Autumn 2004

Circulation Woefully Low, Says Retiring Publisher

By Sinclair Growden, no sadder than usual, and Henrietta Potstocker, 80-something and gray as a dead mouse

What if you publish a newspaper that nobody reads? Such is the predicament of the writers, photographers and editors of our local online press, the Crooked Corners Gazette.

"If anyone saw last spring's issue, it was accidental," Miles Bloom, future publisher emeritus. "Most people just took the rubber band and threw the rest away. I doubt if anyone even used it to swat at flies."

Needless to say, the term "newspaper" hardly applies to a journal published electronically. Bloom nevertheless seems obsessed with his reproach of modern times.Retiring publisher Erik Haugli reaches for the off switch.

"As computers replace paper in this increasingly bit-for-byte world, the multi-use functionality of printed information conveyance has been snuffed out like a gaslight, if such a thing exists.

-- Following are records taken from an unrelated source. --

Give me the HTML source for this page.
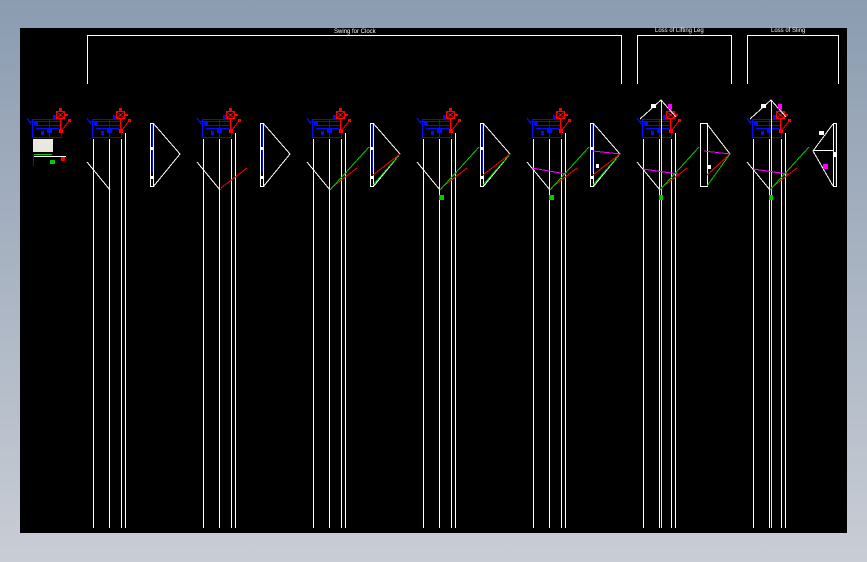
<!DOCTYPE html>
<html><head><meta charset="utf-8"><style>
html,body{margin:0;padding:0;width:867px;height:562px;overflow:hidden;background:linear-gradient(#8b9cb1,#c9cdd5);}
svg{position:absolute;left:0;top:0}
text{font-family:"Liberation Sans",sans-serif;font-size:6px;fill:#fff}
</style></head><body>
<svg width="867" height="562" viewBox="0 0 867 562" shape-rendering="crispEdges">
<rect x="20" y="28" width="827" height="505" fill="#000"/>
<g stroke="#fff" fill="none" stroke-width="1">
<polyline points="87.5,84 87.5,35.5 621.5,35.5 621.5,84"/>
<polyline points="637.5,84 637.5,35.5 731.5,35.5 731.5,84"/>
<polyline points="747.5,84 747.5,35.5 838.5,35.5 838.5,84"/>
</g>
<text x="334" y="33">Swing for Clock</text>
<text x="655" y="32">Loss of Lifting Leg</text>
<text x="771" y="32">Loss of Sling</text>

<defs>
<g id="hd">
<g stroke="#0010ff" fill="none">
<rect x="-0.5" y="119.5" width="29" height="18"/>
<line x1="-4" y1="121.5" x2="30" y2="121.5"/>
<line x1="2" y1="125.5" x2="28" y2="125.5"/>
<line x1="3" y1="128.5" x2="26" y2="128.5"/>
<line x1="16.5" y1="120" x2="16.5" y2="137"/>
<line x1="-6" y1="118" x2="-2" y2="124"/>
</g>
<rect x="1" y="122" width="4" height="3" fill="#0010ff"/>
<rect x="20" y="115" width="3" height="4" fill="#0010ff"/>
<rect x="14" y="129" width="5" height="4" fill="#0010ff"/>
<rect x="8" y="131" width="3" height="4" fill="#0010ff"/>
<g stroke="#f00" fill="none">
<rect x="23.5" y="111.5" width="8" height="7"/>
<line x1="24" y1="112" x2="31" y2="118"/><line x1="31" y1="112" x2="24" y2="118"/>
<line x1="27.5" y1="118" x2="27.5" y2="130"/>
<line x1="29" y1="130" x2="36" y2="121"/>
</g>
<rect x="26" y="108" width="3" height="3" fill="#f00"/>
<rect x="32" y="114" width="3" height="2" fill="#f00"/>
<rect x="35" y="119" width="3" height="3" fill="#f00"/>
<rect x="26" y="129" width="4" height="4" fill="#f00"/>
</g>
<g id="cols" stroke="#fff" fill="none">
<line x1="0.5" y1="139" x2="0.5" y2="528"/>
<line x1="16.5" y1="139" x2="16.5" y2="528"/>
<line x1="28.5" y1="139" x2="28.5" y2="528"/>
<line x1="32.5" y1="133" x2="32.5" y2="528"/>
<line x1="-6" y1="162" x2="17" y2="190"/>
</g>
<g id="tri">
<rect x="57.5" y="123.5" width="3" height="63" stroke="#fff" fill="none"/>
<line x1="59.5" y1="124" x2="59.5" y2="172" stroke="#0010ff"/>
<polyline points="60,123 87,154 60,187" stroke="#fff" fill="none"/>
<rect x="57" y="147" width="4" height="3" fill="#fff"/>
<rect x="57" y="176" width="3" height="3" fill="#fff"/>
</g>
</defs>

<g transform="translate(-60,0)"><use href="#hd" x="93"/></g>
<rect x="33" y="139" width="20" height="13" fill="#e8e8e0"/>
<line x1="33" y1="156.5" x2="66" y2="156.5" stroke="#fff"/>
<line x1="34" y1="154.5" x2="52" y2="154.5" stroke="#0c0"/>
<rect x="50" y="160" width="5" height="4" fill="#0c0"/>
<rect x="61" y="157" width="4" height="4" fill="#f00"/>
<line x1="33.5" y1="156" x2="33.5" y2="166" stroke="#0010ff"/>

<g transform="translate(93,0)"><use href="#hd"/><use href="#cols"/><use href="#tri"/></g>
<g transform="translate(203,0)"><use href="#hd"/><use href="#cols"/><use href="#tri"/>
<line x1="18" y1="188" x2="44" y2="168" stroke="#f00"/></g>
<g transform="translate(313,0)"><use href="#hd"/><use href="#cols"/><use href="#tri"/>
<line x1="18" y1="188" x2="44" y2="168" stroke="#f00"/>
<line x1="17" y1="190" x2="56" y2="147" stroke="#0c0"/>
<line x1="60" y1="185" x2="87" y2="154" stroke="#0c0"/><line x1="60" y1="175" x2="87" y2="154" stroke="#f00"/></g>
<g transform="translate(423,0)"><use href="#hd"/><use href="#cols"/><use href="#tri"/>
<line x1="18" y1="188" x2="44" y2="168" stroke="#f00"/>
<line x1="17" y1="190" x2="56" y2="147" stroke="#0c0"/>
<line x1="60" y1="185" x2="87" y2="154" stroke="#0c0"/><line x1="60" y1="175" x2="87" y2="154" stroke="#f00"/>
<rect x="16" y="195" width="5" height="5" fill="#0c0"/></g>
<g transform="translate(533,0)"><use href="#hd"/><use href="#cols"/><use href="#tri"/>
<line x1="18" y1="188" x2="44" y2="168" stroke="#f00"/>
<line x1="17" y1="190" x2="56" y2="147" stroke="#0c0"/>
<line x1="-1" y1="168" x2="33" y2="174" stroke="#f0f"/>
<line x1="60" y1="151" x2="87" y2="154" stroke="#f0f"/>
<line x1="60" y1="185" x2="87" y2="154" stroke="#0c0"/><line x1="60" y1="175" x2="87" y2="154" stroke="#f00"/>
<rect x="16" y="195" width="5" height="5" fill="#0c0"/>
<rect x="63" y="164" width="3" height="4" fill="#fff"/></g>

<g transform="translate(643,0)"><use href="#hd"/><use href="#cols"/>
<line x1="18.5" y1="100" x2="18.5" y2="528" stroke="#ff0"/>
<polyline points="-3,119 18,100 33,117" stroke="#fff" fill="none"/>
<rect x="8" y="104" width="5" height="4" fill="#fff"/>
<rect x="25" y="104" width="4" height="5" fill="#f0f"/>
<line x1="0" y1="169" x2="35" y2="174" stroke="#f0f"/>
<line x1="18" y1="188" x2="44" y2="168" stroke="#f00"/>
<line x1="17" y1="190" x2="56" y2="147" stroke="#0c0"/>
<rect x="16" y="195" width="4" height="5" fill="#0c0"/>
<rect x="57.5" y="123.5" width="7" height="63" stroke="#fff" fill="none"/>
<polyline points="64,124 87,154 64,186" stroke="#fff" fill="none"/>
<line x1="61" y1="151" x2="87" y2="154" stroke="#f0f"/>
<line x1="64" y1="175" x2="87" y2="154" stroke="#f00"/>
<line x1="64" y1="186" x2="87" y2="154" stroke="#0c0"/>
<rect x="64" y="165" width="4" height="4" fill="#fff"/>
</g>
<g transform="translate(753,0)"><use href="#hd"/><use href="#cols"/>
<line x1="18.5" y1="100" x2="18.5" y2="528" stroke="#ff0"/>
<polyline points="-3,119 18,100 33,117" stroke="#fff" fill="none"/>
<rect x="8" y="104" width="5" height="4" fill="#fff"/>
<rect x="25" y="104" width="4" height="5" fill="#f0f"/>
<line x1="0" y1="169" x2="35" y2="174" stroke="#f0f"/>
<line x1="18" y1="188" x2="44" y2="168" stroke="#f00"/>
<line x1="17" y1="190" x2="56" y2="147" stroke="#0c0"/>
<rect x="16" y="195" width="4" height="5" fill="#0c0"/>
<rect x="80.5" y="123.5" width="3" height="63" stroke="#fff" fill="none"/>
<line x1="82.5" y1="124" x2="82.5" y2="185" stroke="#0010ff"/>
<polyline points="80,124 60,151 80,186" stroke="#fff" fill="none"/>
<line x1="60" y1="150.5" x2="80" y2="150.5" stroke="#fff"/>
<rect x="66" y="131" width="5" height="4" fill="#fff"/>
<rect x="70" y="164" width="5" height="5" fill="#f0f"/>
<rect x="81" y="152" width="3" height="5" fill="#fff"/>
</g>
</svg>
</body></html>
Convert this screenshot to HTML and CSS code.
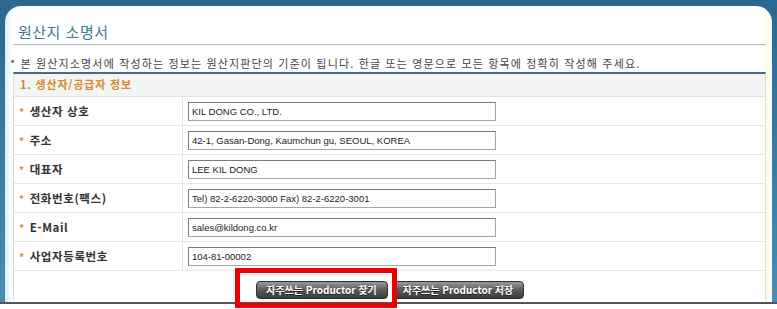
FILE: index.html
```html
<!DOCTYPE html>
<html lang="ko">
  <head>
    <meta charset="UTF-8" />
    <title>원산지 소명서</title>
    <link rel="stylesheet" href="styles.css">
  </head>
  <body>
    <div class="frame">
      <div class="panel">
        <h1 class="title">원산지 소명서</h1>
        <p class="note">* 본 원산지소명서에 작성하는 정보는 원산지판단의 기준이 됩니다. 한글 또는 영문으로 모든 항목에 정확히 작성해 주세요.</p>
        <div class="section">
          <div class="section-head">1. 생산자/공급자 정보</div>
          <div class="row">
            <div class="label"><span class="star">*</span>생산자 상호</div>
            <div class="field"><input type="text" value="KIL DONG CO., LTD." /></div>
          </div>
          <div class="row">
            <div class="label"><span class="star">*</span>주소</div>
            <div class="field"><input type="text" value="42-1, Gasan-Dong, Kaumchun gu, SEOUL, KOREA" /></div>
          </div>
          <div class="row">
            <div class="label"><span class="star">*</span>대표자</div>
            <div class="field"><input type="text" value="LEE KIL DONG" /></div>
          </div>
          <div class="row">
            <div class="label"><span class="star">*</span>전화번호(팩스)</div>
            <div class="field"><input type="text" value="Tel) 82-2-6220-3000 Fax) 82-2-6220-3001" /></div>
          </div>
          <div class="row">
            <div class="label"><span class="star">*</span>E-Mail</div>
            <div class="field"><input type="text" value="sales@kildong.co.kr" /></div>
          </div>
          <div class="row">
            <div class="label"><span class="star">*</span>사업자등록번호</div>
            <div class="field"><input type="text" value="104-81-00002" /></div>
          </div>
          <div class="buttons">
            <button type="button" class="btn">자주쓰는 Productor 찾기</button>
            <button type="button" class="btn">자주쓰는 Productor 저장</button>
          </div>
        </div>
      </div>
    </div>
    <div class="bottom-line"></div>
    <div class="highlight"></div>
  </body>
</html>
```

FILE: styles.css
```css
body {
  margin: 0;
  padding: 0;
  background-color: #fff;
  font-family: "Noto Sans CJK KR", "DejaVu Sans", sans-serif;
  color: #333;
}
.frame {
  background: linear-gradient(#2a6890, #4a8db0);
  padding: 6px 5px 0 5px;
}
.panel {
  background: linear-gradient(to right, #d4eef8 0, #f4fbfd 5px, #fff 8px, #fff 758px, #fdfbe8 762px, #fff 767px);
  border-radius: 16px 16px 0 0;
  padding: 0 6px 0 8px;
  height: 296px;
}
.title {
  margin: 0;
  padding: 17px 0 0 5px;
  height: 21px;
  font-size: 15px;
  font-weight: normal;
  line-height: 18px;
  letter-spacing: 0.5px;
  color: #3b7b8a;
  border-bottom: 1px solid #b3c4c4;
  box-shadow: 0 1px 0 #eef3f3;
}
.note {
  margin: 10px 0 0 -3px;
  height: 17px;
  font-size: 11px;
  line-height: 16px;
  letter-spacing: 1.15px;
  color: #444;
  white-space: nowrap;
}
.section {
  border-top: 2px solid #3f6f7c;
  border-left: 1px solid #dcdcdc;
  border-right: 1px solid #dcdcdc;
}
.section-head {
  height: 22px;
  line-height: 21px;
  padding-left: 6px;
  background-color: #f3f4f4;
  border-bottom: 1px solid #e4e4e4;
  color: #d78a2c;
  font-size: 11px;
  font-weight: bold;
  letter-spacing: 0.8px;
}
.row {
  display: flex;
  height: 28px;
  border-bottom: 1px solid #e6e6e6;
}
.label {
  width: 169px;
  border-right: 1px solid #e6e6e6;
  display: flex;
  align-items: center;
  padding-left: 5px;
  box-sizing: border-box;
  font-size: 11.5px;
  font-weight: bold;
  letter-spacing: 0.6px;
  color: #333;
}
.star {
  color: #e08a3a;
  font-size: 10px;
  margin-right: 5px;
}
.field {
  display: flex;
  align-items: center;
  padding-left: 5px;
}
input[type="text"] {
  width: 308px;
  height: 19px;
  box-sizing: border-box;
  margin: 0;
  padding: 0 3px;
  border: 1px solid #a5a5a5;
  border-top-color: #7b7b7b;
  border-left-color: #7b7b7b;
  font-family: "Liberation Sans", Arial, sans-serif;
  font-size: 9.5px;
  color: #222;
  background: #fff;
}
.buttons {
  display: flex;
  justify-content: center;
  align-items: flex-end;
  gap: 5px;
  height: 28px;
  padding-bottom: 1px;
}
.btn {
  height: 18px;
  padding: 0 6px;
  border: 1px solid #2e2e2e;
  border-radius: 4px;
  background: linear-gradient(#9a9a9a, #5a5a5a 50%, #3c3c3c);
  color: #fff;
  font-family: "Noto Sans CJK KR", "DejaVu Sans", sans-serif;
  font-size: 10px;
  font-weight: bold;
  line-height: 14px;
  text-shadow: 0 1px 0 #222;
  white-space: nowrap;
  cursor: pointer;
}
.btn:first-child {
  width: 132px;
}
.btn:nth-child(2) {
  width: 131px;
}
.bottom-line {
  height: 2px;
  background-color: #555;
  position: absolute;
  top: 302px;
  left: 0;
  right: 0;
}
.highlight {
  position: absolute;
  left: 235px;
  top: 268px;
  width: 152px;
  height: 30px;
  border: 5px solid #ee0000;
  pointer-events: none;
}
```
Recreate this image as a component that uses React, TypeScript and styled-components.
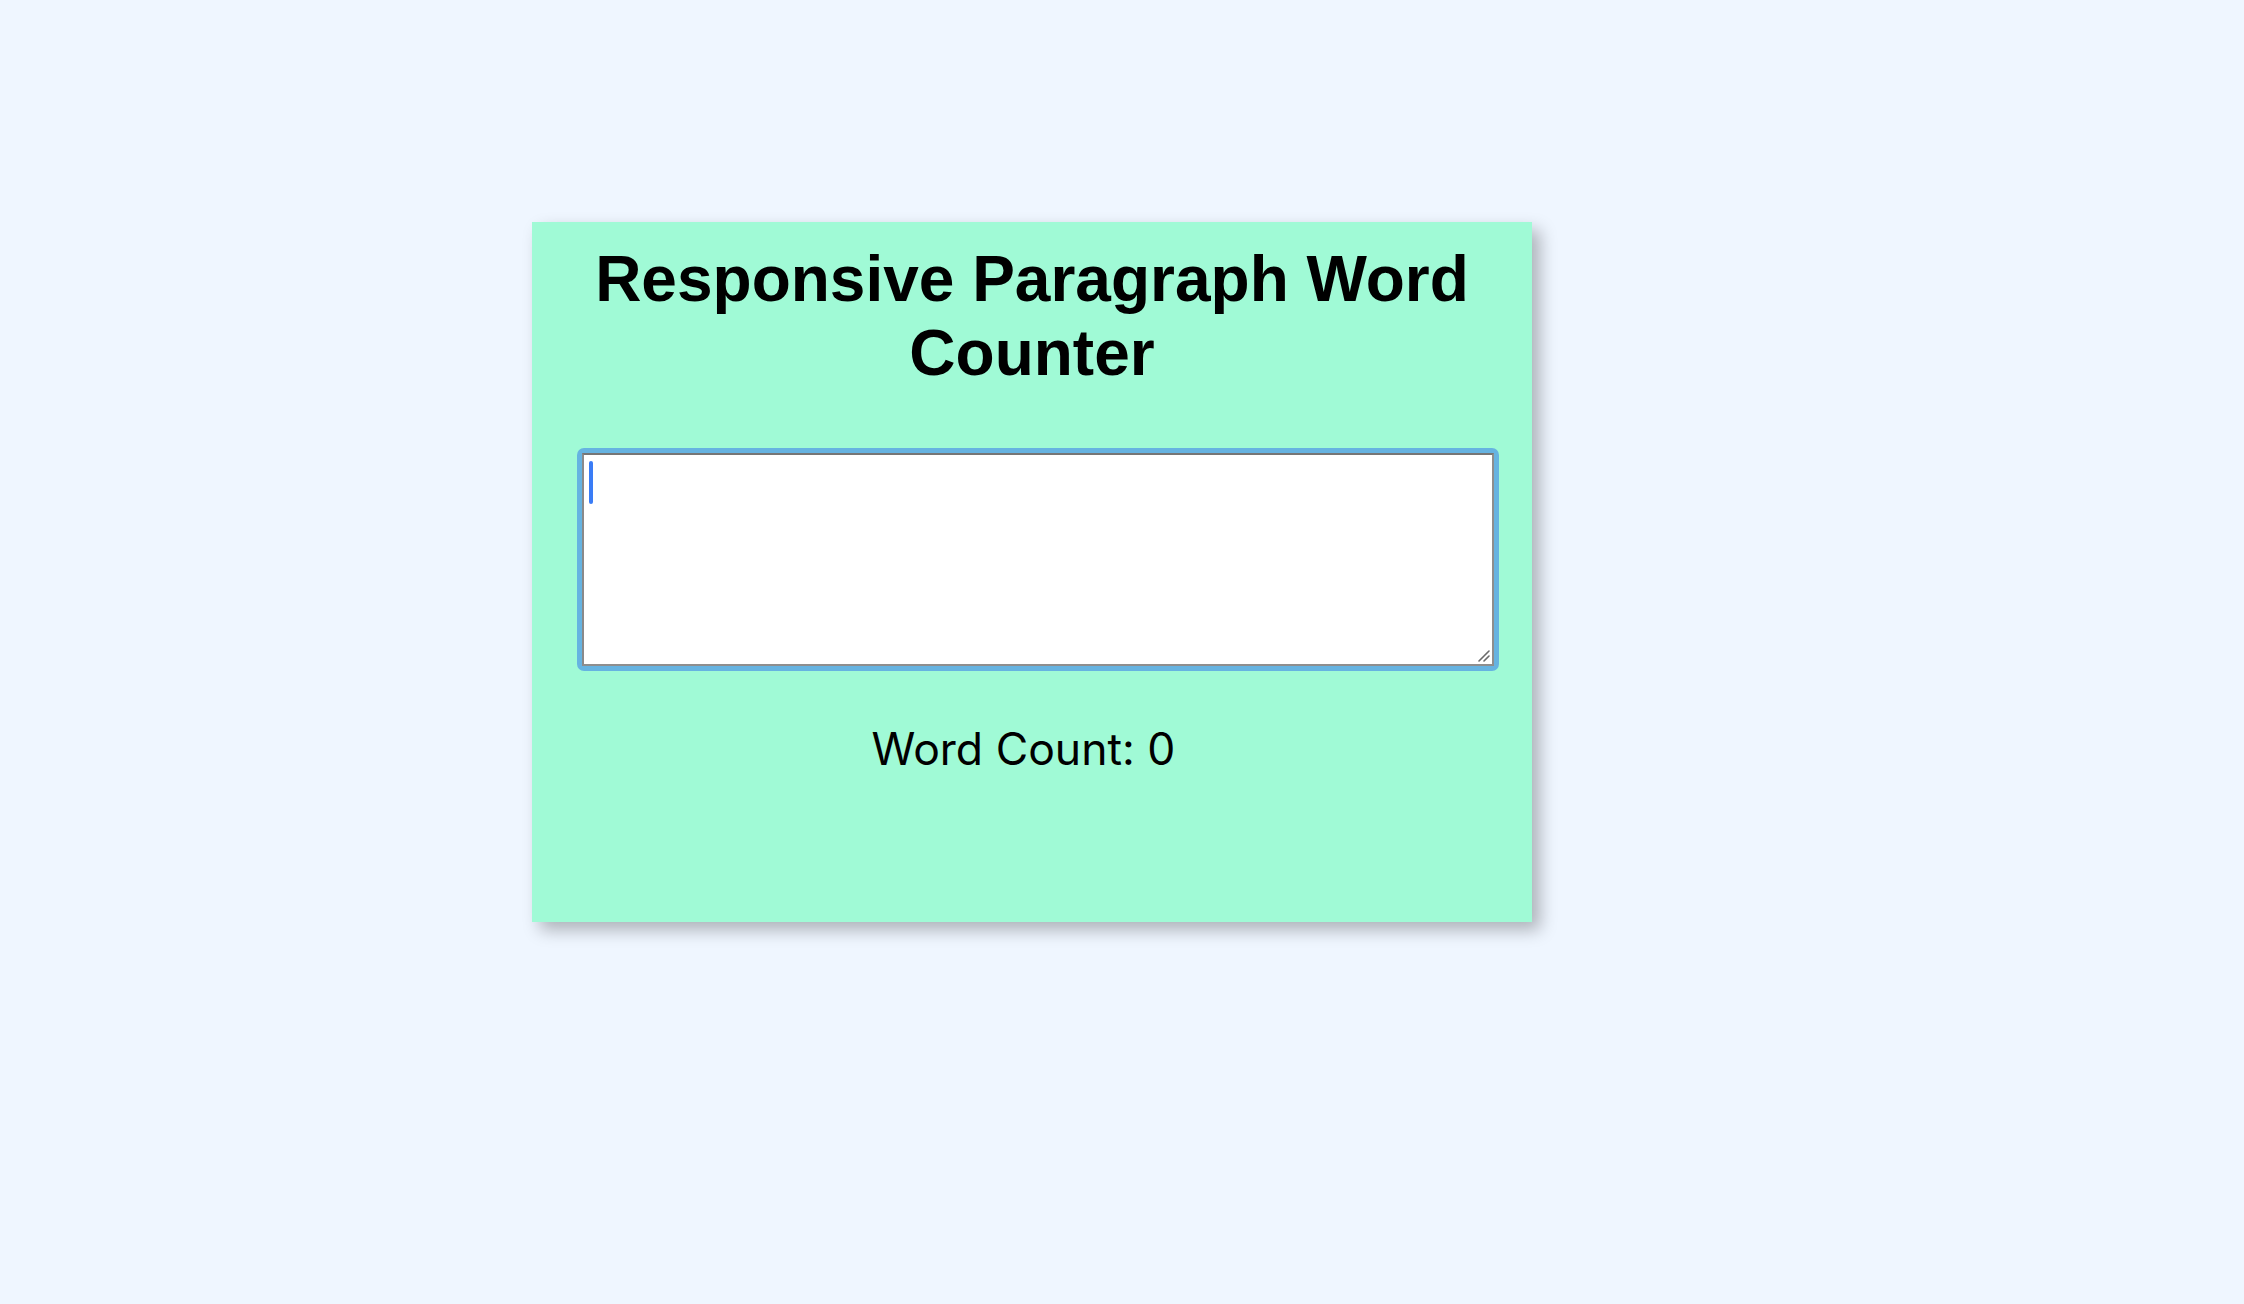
import React, { useState } from "react";
import styled, { createGlobalStyle } from "styled-components";

const GlobalStyle = createGlobalStyle`
  html, body {
    margin: 0;
    padding: 0;
    background: #eff6ff;
  }
  body {
    font-family: "Liberation Sans", Arial, sans-serif;
  }
  * { box-sizing: border-box; }
`;

const Page = styled.main`
  min-height: 1304px;
  padding: 222px 0 0 532px;
  background: #eff6ff;
`;

const Card = styled.section`
  width: 1000px;
  height: 700px;
  padding: 20px;
  background: #a0fad6;
  box-shadow: 8px 8px 16px rgba(0, 0, 0, 0.28);
  display: flex;
  flex-direction: column;
`;

const Title = styled.h1`
  margin: 0;
  font-family: "Liberation Sans", Arial, sans-serif;
  font-weight: 700;
  font-size: 64px;
  line-height: normal;
  text-align: center;
  color: #000;
`;

const FocusRing = styled.div`
  position: relative;
  margin: 58px 0 0 25px;
  width: 922px;
  padding: 5px;
  border-radius: 7px;
  background: #66b3e1;
`;

const TextArea = styled.textarea`
  display: block;
  width: 912px;
  height: 213px;
  margin: 0;
  padding: 4px 6px;
  border-width: 2px;
  border-style: solid;
  border-color: #767676 #8e8e8e #8e8e8e #8a8a8a;
  border-radius: 0;
  background: #fff;
  font-family: "Liberation Sans", Arial, sans-serif;
  font-size: 36px;
  outline: none;
  resize: none;
`;

const Caret = styled.span`
  position: absolute;
  left: 12px;
  top: 13px;
  width: 4px;
  height: 43px;
  border-radius: 2px;
  background: #3a7cf6;
  pointer-events: none;
`;

const Grip = styled.svg`
  position: absolute;
  right: 9px;
  bottom: 9px;
  width: 12px;
  height: 12px;
  pointer-events: none;
`;

const Count = styled.p`
  margin: 51px 0 0 0;
  padding-right: 17px;
  font-family: Inter, "Open Sans", sans-serif;
  font-size: 44.5px;
  font-weight: 400;
  line-height: normal;
  text-align: center;
  color: #000;
`;

export default function App() {
  const [text, setText] = useState("");
  const words = text.trim() === "" ? 0 : text.trim().split(/\s+/).length;
  return (
    <>
      <GlobalStyle />
      <Page>
        <Card>
          <Title>Responsive Paragraph Word Counter</Title>
          <FocusRing>
            <TextArea value={text} onChange={(e) => setText(e.target.value)} />
            {text === "" && <Caret />}
            <Grip viewBox="0 0 12 12">
              <path d="M1 11 L11 1 M6 11 L11 6" stroke="#6b6b6b" strokeWidth="1.6" strokeLinecap="round" />
            </Grip>
          </FocusRing>
          <Count>Word Count: {words}</Count>
        </Card>
      </Page>
    </>
  );
}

For example, can you imagine using a computer to line a birdcage? To fill the extra inch of your oversized galoshes? Things done just a decade ago are completely lost. As creators of artificial news, we are the victims, not the benefactors of this rapid change. We've fallen into the pothole of history, only to be covered up with cheap asphalt and patted down with shovels."

In odd contrast, Crooked Corners itself seems frozen in a perpetual state of inertia due to lack of civic interest. The world seems cold to the goings-on of our fair town as the once bright and shiny novelty of bumpkins and bumblers has lost its luster. Immigrant mutants have far outgrown the native populace, giant homes have replaced gentle hillsides, and indoor plumbing has taken our women from the well. The entire populace seems focused on the allure of softly glowing screens of varying size and resolution. Some of these screens tell stories, some have decks of cards, some have racing cars, but, alas, none have the Crooked Corners Gazette flickering upon them.

According to Bloom, "Nobody reads anymore. They allow televised and digital images to force feed them whatever the cockeyed corporate crackpots cook up, and there is no discrimination between delicacy and junk food, leather and plastic. The written word is not only ignored by the mass populace today, it is boisterously scorned by everyone but middle-class American housewives, and they don't count. In a dozen years, there will be universal agreement that books were a passing fancy and fellows like Melville and Shakespeare wasted their time. The hope that a good story might linger on in the human unconscious has no bearing outside of ancient religious rants. Fame? Posterity? Immortality? These are the dreams of fools."

When asked if such turgid monologues serve merely as a mask to hide his deep desire to avoid work, Bloom agrees. "Yes, it is very tiresome to come up with such nonsense every six to eight months. My vocabulary is strained, I hear voices at night using small words. Why, they're not in the least loquacious, and I feel so free when they speak to me, so less garrulous. I must stop now, I must live out my days in ease and with slippers." Among other plans, Bloom mentioned renting a recreational vehicle to tour the countryside at 15 miles per hour.

The staff at the Gazette is fictional, so no severence or goodbye party is planned. Thus, until the earth is rediscovered by a literate race of aliens stopping by to use the facilities, we end transmission. Over and out.